Okay, going back to the boar hunt
it seems to be the young men who go out hunting boar, and we see that also in the
part of the back story of Odysseus. He went out on a boar hunt as well when he was young. So
what is the significance of boar hunts in particular?
Well
I think you can say a few things about that and that is that
hunting, being a hunter and being a warrior are two sides of the same thing,
Okay, so you will see hunting images and similes about hunting within the context of battle books, okay?
And so being initiated
as
hunting as a young person and being able to hunt this is even we know that in ritual
Initiations in that in ancient Greece for adolescents one of the things they learned how to do was to hunt.
So this is about growing up into the warrior
role as part of one's adulthood,
becoming an adult, is
passing through the stage of learning how to hunt which is almost the same as being learning how to fight, okay?
Now if you look at the similes in the Iliad, there are similes which compare warriors and there
prey to, and the people they are fighting, to boars and lions for example, okay,.
And there are some where the simile says it's either a boar or a lion, and some where
it's specifically a lion, and some specifically a boar, so there there's a vocabulary to these similes, and
I think boars and lions are the most the difficult of animals to hunt in the epic
conventions, and the most dangerous. And the difference between them is very clear: is that
what boars do is they
they
respond to by... with that... by defending themselves in the most violent way,
whereas lions are aggressive to begin with okay?
So boars are an animal that you should avoid challenging unless you want to hunt them. The other thing
that's important, and that's reflected in the story of the
Odysseus, is that they are animals that have been hunted for a long time by human beings, and apparently
boars with their tusks know instinctually, or in some other way, where the
femoral artery is in a human being's
upper thigh, which is a mortal blow,
and they know they know that that's a place to get human beings for example. This is proved by,
you know, people who study the natural history of boars.
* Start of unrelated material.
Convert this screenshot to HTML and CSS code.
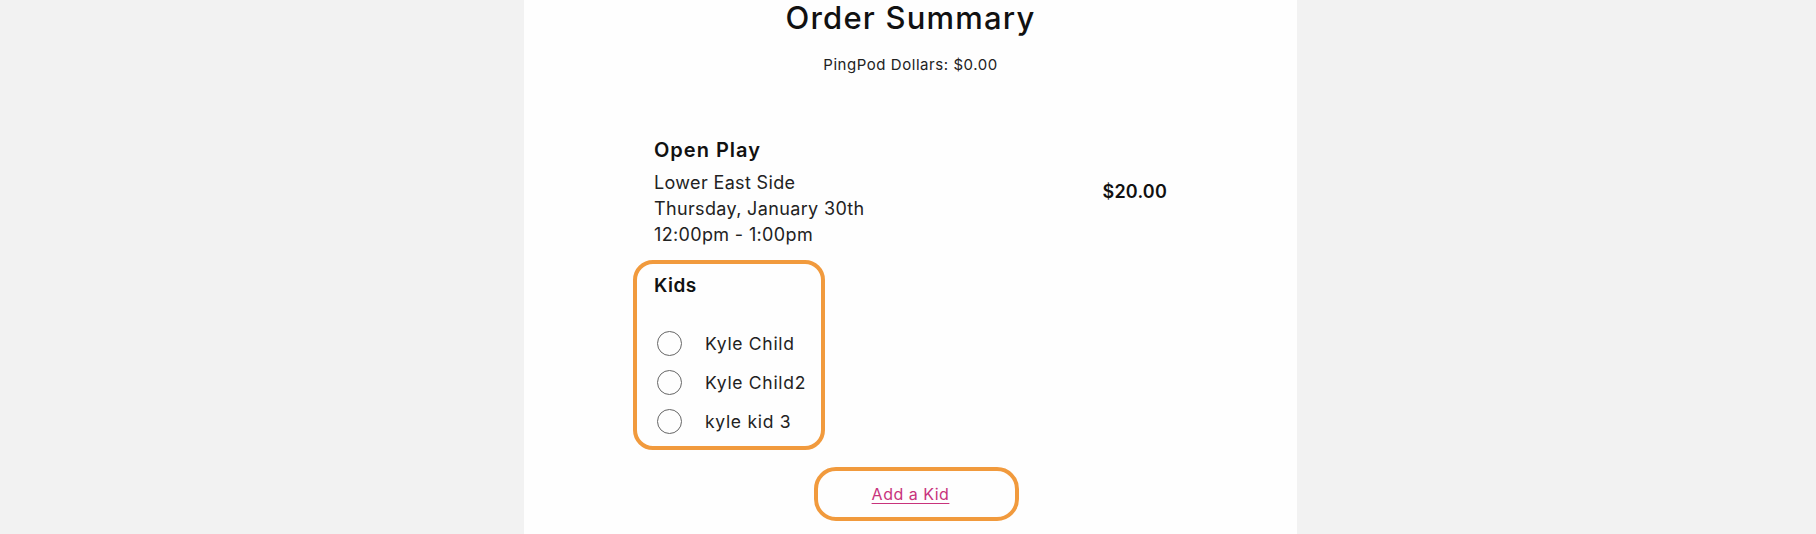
FILE: index.html
```html
<!DOCTYPE html>
<html lang="en">
<head>
<meta charset="utf-8">
<title>Order Summary</title>
<link rel="stylesheet" href="styles.css">
</head>
<body>
<div class="page">
  <main class="panel">
    <h1 class="title">Order Summary</h1>
    <p class="balance">PingPod Dollars: $0.00</p>
    <section class="order">
      <div class="item">
        <div class="item-info">
          <h2 class="item-name">Open Play</h2>
          <p class="item-line">Lower East Side</p>
          <p class="item-line">Thursday, January 30th</p>
          <p class="item-line">12:00pm - 1:00pm</p>
        </div>
        <div class="item-price">$20.00</div>
      </div>
      <div class="kids">
        <h3 class="kids-title">Kids</h3>
        <ul class="kid-list">
          <li class="kid"><span class="radio"></span><span class="kid-name">Kyle Child</span></li>
          <li class="kid"><span class="radio"></span><span class="kid-name">Kyle Child2</span></li>
          <li class="kid"><span class="radio"></span><span class="kid-name">kyle kid 3</span></li>
        </ul>
      </div>
      <div class="add-row"><a class="add-kid" href="#">Add a Kid</a></div>
    </section>
  </main>
</div>
</body>
</html>
```

FILE: styles.css
```css
html, body {
  margin: 0;
  padding: 0;
}
body {
  background: #f2f2f2;
  font-family: "Inter", "Lato", sans-serif;
  color: #1a1a1a;
}
.page {
  height: 534px;
  overflow: hidden;
}
.panel {
  width: 773px;
  margin-left: 524px;
  min-height: 534px;
  background: #fefefe;
  box-sizing: border-box;
  padding: 0 130px;
}
.title {
  margin: 0;
  font-size: 31px;
  line-height: 36px;
  font-weight: 500;
  letter-spacing: 1.2px;
  text-align: center;
  color: #111;
}
.balance {
  margin: 20px 0 0;
  font-size: 15px;
  line-height: 18px;
  letter-spacing: 0.55px;
  text-align: center;
  color: #222;
}
.order {
  margin-top: 64px;
}
.item {
  display: flex;
  justify-content: space-between;
  align-items: flex-start;
}
.item-name {
  margin: 0 0 8px;
  font-size: 20px;
  line-height: 24px;
  font-weight: 600;
  letter-spacing: 1px;
  color: #111;
}
.item-line {
  margin: 0;
  font-size: 18px;
  line-height: 26px;
  letter-spacing: 0.35px;
  color: #222;
}
.item-price {
  margin-top: 42px;
  font-size: 18px;
  line-height: 24px;
  font-weight: 600;
  letter-spacing: 0.2px;
  color: #111;
}
.kids {
  width: 192px;
  box-sizing: border-box;
  margin: 12px 0 0 -21px;
  padding: 10px 0 12px 17px;
  border: 4px solid #f19a3d;
  border-radius: 20px;
}
.kids-title {
  margin: 0;
  font-size: 19px;
  line-height: 24px;
  font-weight: 600;
  letter-spacing: 0.5px;
  color: #111;
}
.kid-list {
  list-style: none;
  margin: 33px 0 0;
  padding: 0;
  display: flex;
  flex-direction: column;
  gap: 14px;
}
.kid {
  display: flex;
  align-items: center;
  gap: 23px;
  height: 25px;
}
.radio {
  width: 25px;
  height: 25px;
  box-sizing: border-box;
  margin-left: 3px;
  border: 1.5px solid #666;
  border-radius: 50%;
}
.kid-name {
  font-size: 17.5px;
  line-height: 24px;
  letter-spacing: 0.7px;
  color: #222;
}
.add-row {
  display: flex;
  justify-content: center;
  margin-top: 17px;
}
.add-kid {
  margin-left: 12px;
  display: block;
  height: 54px;
  box-sizing: border-box;
  padding: 0 66px 0 54px;
  border: 4px solid #f19a3d;
  border-radius: 22px;
  font-size: 16px;
  line-height: 46px;
  letter-spacing: 0.5px;
  color: #c8337c;
  text-decoration: underline;
  text-underline-offset: 3px;
}
```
So these are formidable prey, and hunting them is the equivalent of proving yourself as a warrior.
And that's why there is this relationship between these two things
In such a profound way, and you'll see a lot more about them.
And and I think when it comes to Odysseus the story about his
hunting of the boar has a very clear role in his, in the development of, his identity, right.
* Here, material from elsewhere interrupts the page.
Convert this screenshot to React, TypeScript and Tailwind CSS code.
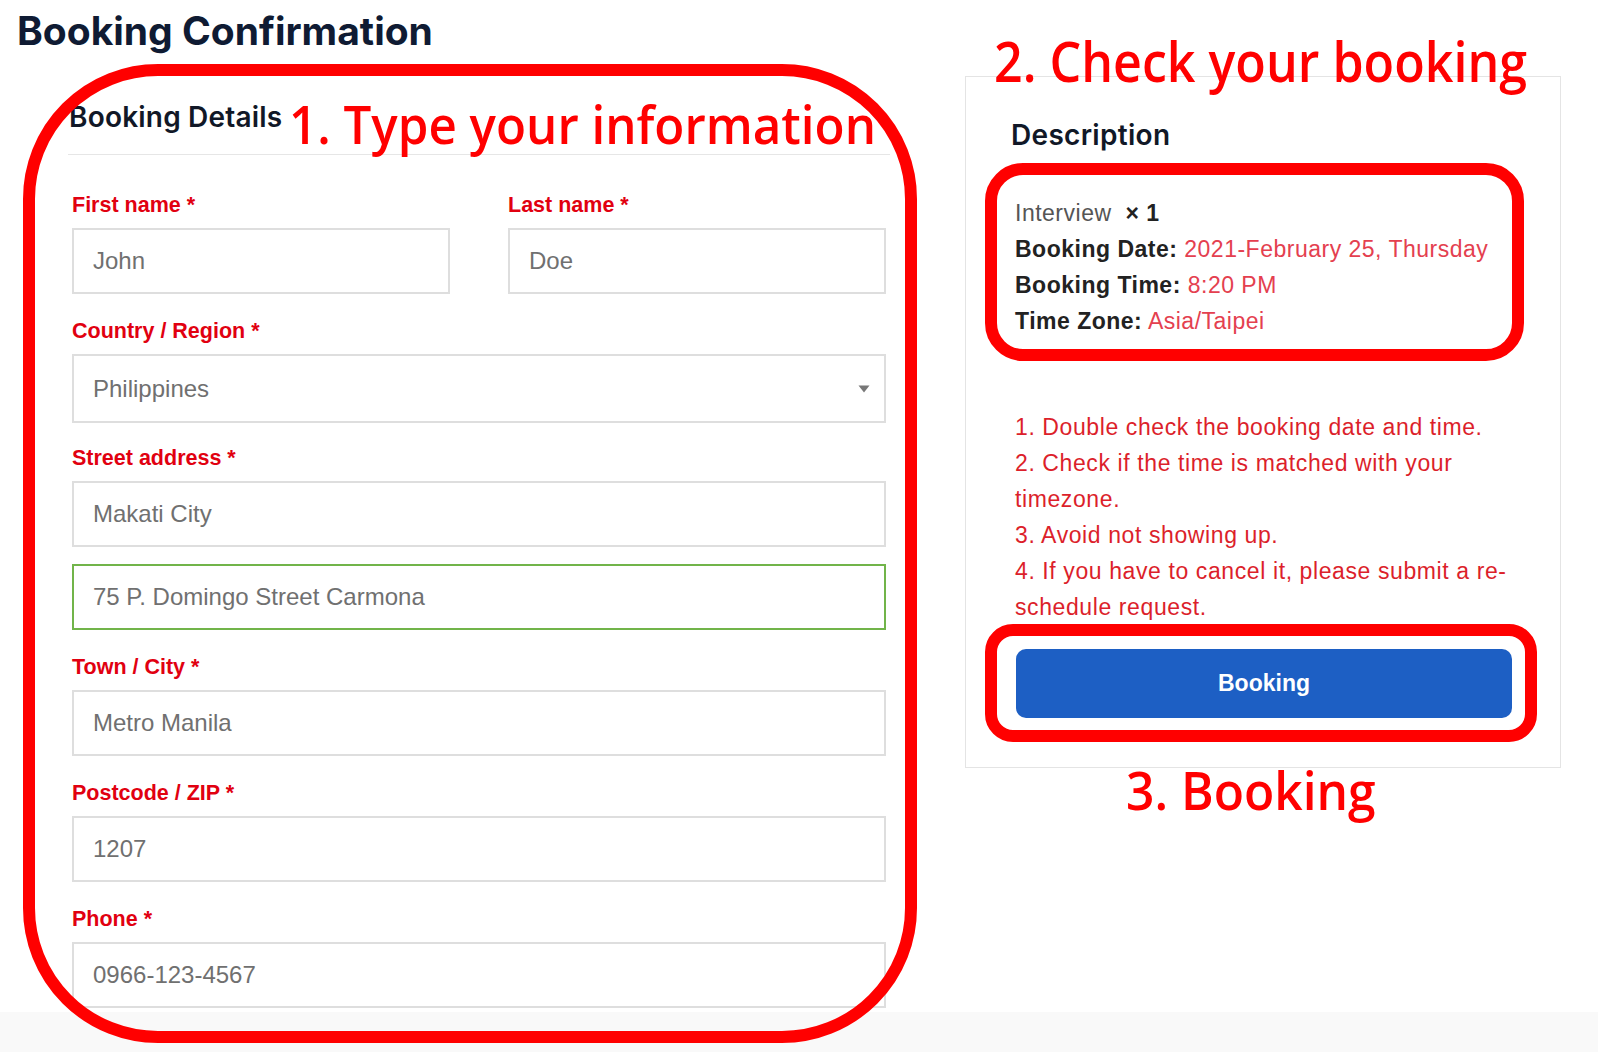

Which is a huge theme in the Odyssey, right?
So all these things will come together. I think as you keep on reading and a beautiful, and I hope
a synthetic way. I don't mean.. I mean it's "synthetic" not in a sense of fake, but a sense of bringing things together.
Okay.
Treat as synthesis.
I wonder if you could also just talk a little bit to us on a
beautiful word. Glukoprikos.
A compound word consisting of the word for sweet, glukus, where you get glucose in English, and pikros, which means bitter, and
which is a conventional term even for chocolate in our culture! But it seems it seems to be from ..
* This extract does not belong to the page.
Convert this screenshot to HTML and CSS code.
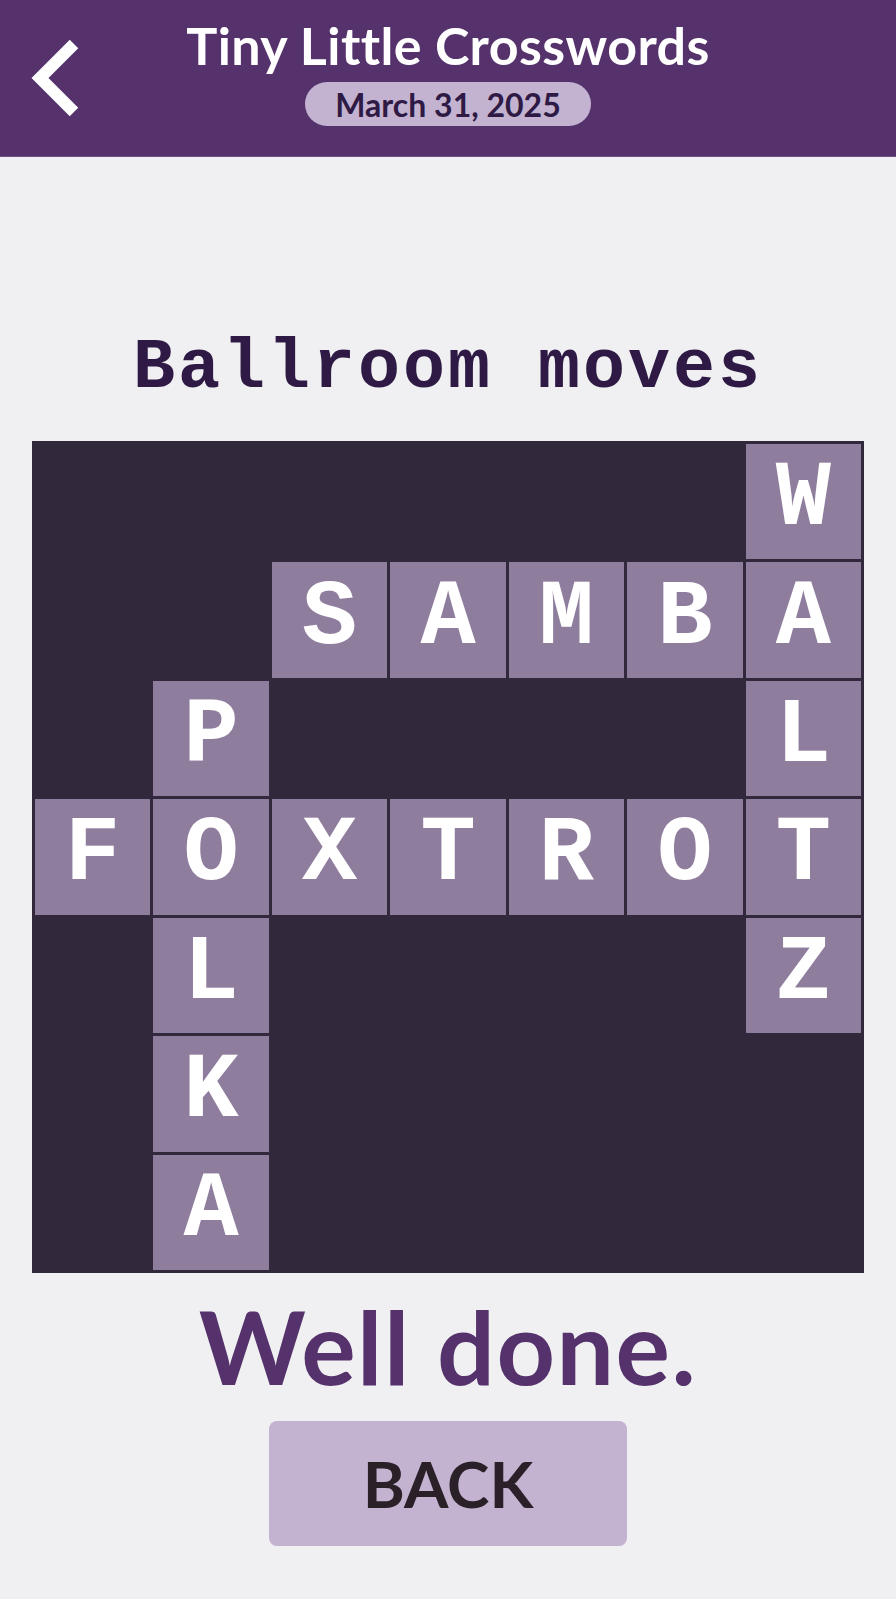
FILE: index.html
```html
<!DOCTYPE html>
<html lang="en">
<head>
<meta charset="utf-8">
<title>Tiny Little Crosswords</title>
<link rel="stylesheet" href="styles.css">
</head>
<body>
<header class="topbar">
  <button class="back-link" aria-label="Back">
    <svg width="56" height="80" viewBox="0 0 56 80">
      <polyline points="48,6 14,40 48,74" fill="none" stroke="#ffffff" stroke-width="12" stroke-linejoin="miter"/>
    </svg>
  </button>
  <div class="heading">
    <h1 class="app-title">Tiny Little Crosswords</h1>
    <div class="date-pill">March 31, 2025</div>
  </div>
  <div class="spacer"></div>
</header>

<main class="puzzle">
  <h2 class="theme">Ballroom moves</h2>

  <div class="board">
    <div class="cell"></div><div class="cell"></div><div class="cell"></div><div class="cell"></div><div class="cell"></div><div class="cell"></div><div class="cell on">W</div>
    <div class="cell"></div><div class="cell"></div><div class="cell on">S</div><div class="cell on">A</div><div class="cell on">M</div><div class="cell on">B</div><div class="cell on">A</div>
    <div class="cell"></div><div class="cell on">P</div><div class="cell"></div><div class="cell"></div><div class="cell"></div><div class="cell"></div><div class="cell on">L</div>
    <div class="cell on">F</div><div class="cell on">O</div><div class="cell on">X</div><div class="cell on">T</div><div class="cell on">R</div><div class="cell on">O</div><div class="cell on">T</div>
    <div class="cell"></div><div class="cell on">L</div><div class="cell"></div><div class="cell"></div><div class="cell"></div><div class="cell"></div><div class="cell on">Z</div>
    <div class="cell"></div><div class="cell on">K</div><div class="cell"></div><div class="cell"></div><div class="cell"></div><div class="cell"></div><div class="cell"></div>
    <div class="cell"></div><div class="cell on">A</div><div class="cell"></div><div class="cell"></div><div class="cell"></div><div class="cell"></div><div class="cell"></div>
  </div>

  <p class="result">Well done.</p>
  <button class="back-button">BACK</button>
</main>
</body>
</html>
```

FILE: styles.css
```css
* {
  box-sizing: border-box;
}

html, body {
  margin: 0;
  padding: 0;
}

body {
  background: #f0f0f3;
  font-family: Lato, "Noto Sans", sans-serif;
  width: 896px;
  min-height: 1599px;
}

/* purple app bar */
.topbar {
  height: 157px;
  background: #55326b;
  display: grid;
  grid-template-columns: 120px 1fr 120px;
  align-items: start;
  border-bottom: 1px solid #6d5482;
}

.back-link {
  background: none;
  border: 0;
  padding: 0 0 0 26px;
  margin: 38px 0 0;
  display: flex;
  align-items: center;
  cursor: pointer;
}

.heading {
  display: flex;
  flex-direction: column;
  align-items: center;
  padding-top: 14px;
}

.app-title {
  margin: 0;
  color: #ffffff;
  font-size: 52px;
  font-weight: 700;
  letter-spacing: 0.4px;
  line-height: 62px;
}

.date-pill {
  margin-top: 6px;
  background: #c3b3d0;
  color: #2e1a44;
  border-radius: 22px;
  height: 44px;
  width: 286px;
  display: flex;
  align-items: center;
  justify-content: center;
  font-size: 32px;
  font-weight: 700;
}

/* puzzle body */
.puzzle {
  display: flex;
  flex-direction: column;
  align-items: center;
}

.theme {
  margin: 175px 0 0;
  font-family: "Liberation Mono", "Courier New", monospace;
  font-weight: 700;
  font-size: 70px;
  letter-spacing: 3px;
  line-height: 74px;
  color: #2e1a44;
}

.board {
  margin-top: 35px;
  width: 832px;
  height: 832px;
  padding: 3px;
  background: #32283c;
  display: grid;
  grid-template-columns: repeat(7, 1fr);
  grid-template-rows: repeat(7, 1fr);
  gap: 3px;
}

.cell {
  display: flex;
  align-items: center;
  justify-content: center;
  font-family: "Liberation Mono", "Courier New", monospace;
  font-size: 92px;
  font-weight: 700;
  color: #ffffff;
  padding-bottom: 4px;
}

.cell.on {
  background: #8f7d9e;
}

.result {
  margin: 18px 0 0;
  font-size: 102px;
  font-weight: 700;
  letter-spacing: 1.5px;
  line-height: 110px;
  color: #55326b;
}

.back-button {
  margin-top: 20px;
  width: 358px;
  height: 125px;
  border: 0;
  border-radius: 8px;
  background: #c3b3d0;
  color: #2a2028;
  font-family: Lato, "Noto Sans", sans-serif;
  font-size: 64px;
  font-weight: 700;
  cursor: pointer;
}
```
there was lovely a lovely post by somebody who tried to do a search for it in Perseus, which is a nice place,
a nice site to know about, and
it does occur many times actually. I I did a little search, and there are about 40 or more
examples of it, and I didn't have a chance to go through all of them
but most of them refer explicitly, or inexplicitly, to the language of Sappho and
it is an epithet of erōs which is in the poem that gets cited in that thread where where it's applied as an epithet
erōs, which you which you should translate not as "love" but as...
It's a *** passion, *** desire. I think "desire" is a better way of doing it
Okay
but it's explicitly the term for *** desire. So it's an epithet of that in the
tradition and it may well be that Sappho invented this term.
But it seems to be frozen in that significance, so it's a part of the standard vocabulary,
this combination of things that are sweet and bitter. And the other theme of these in that discussion now also was the way in which
which
themes of
violence and themes of sex, or how violence is eroticzed for example in the Iliad, and I think that's very
important and very right on in pointing at that.
I think that some of the the descriptions of violence are definitely eroticized, and there are important aspects.
Achilles as a hero of love song is not
a coincidence, as the posters have pointed out. And
I thought there's one vase painting which I believe is in the Ancient Greek Hero text book, I'm not sure—
there may be a pointer to it— in which there's
this is not a story that's told in the Iliad, but there was an Amazon, the queen of the Amazons,
whose name is Penthesilea. It's actually
her name is
like the feminized form of Achilles' name. Achilles' name is composed of akhos, which means grief, and
a synonym for the word grief in epic as well as in the Greek language in general is penthos, and
the -leia part of her name is the same as the as the -leos or -laos part of Achilles' name, so these
are two
creatures who are male and female components of the same central idea, and there's a... they have a love affair— not in the epic tradition
but Achilles ends up killing her, and there's a
There's a vase painting in which
the two of them are where Achilles is plunging his sword into her, and it's a very ***
state. Their eyes meet. You I think Sarah said she would find it for you.
So this you can see in the vase painting tradition as well as of the epic tradition this way in which you—
and in the lyric tradition— the way in which violence can be eroticized and which the language, even in the language of Sappho,
there's a use of
warrior terminology, like in the poem about Helen, okay, that's quoted at length,
in relationship to, in contrast with,
*** relationships. It's a very powerful
combination of things that are contrasted, but also
Have a kind of ... can be can be layered on top of one another and in striking ways.
And that would tie in again with the idea of hunting.
Exactly yep. Yep. Yep, hunting is an important metaphor for love relationships. Okay, so
you have *** vase paintings, which feature hunters that produce
gifts for the beloved which he's hunted for.
All sorts of intertwining of these motifs and themes, yeah.
That's great. Thank you Lenny
We'll now start to be able to see and notice more examples of that as we go through. I bet you will — exactly.
Thanks very much. Not at all thank you.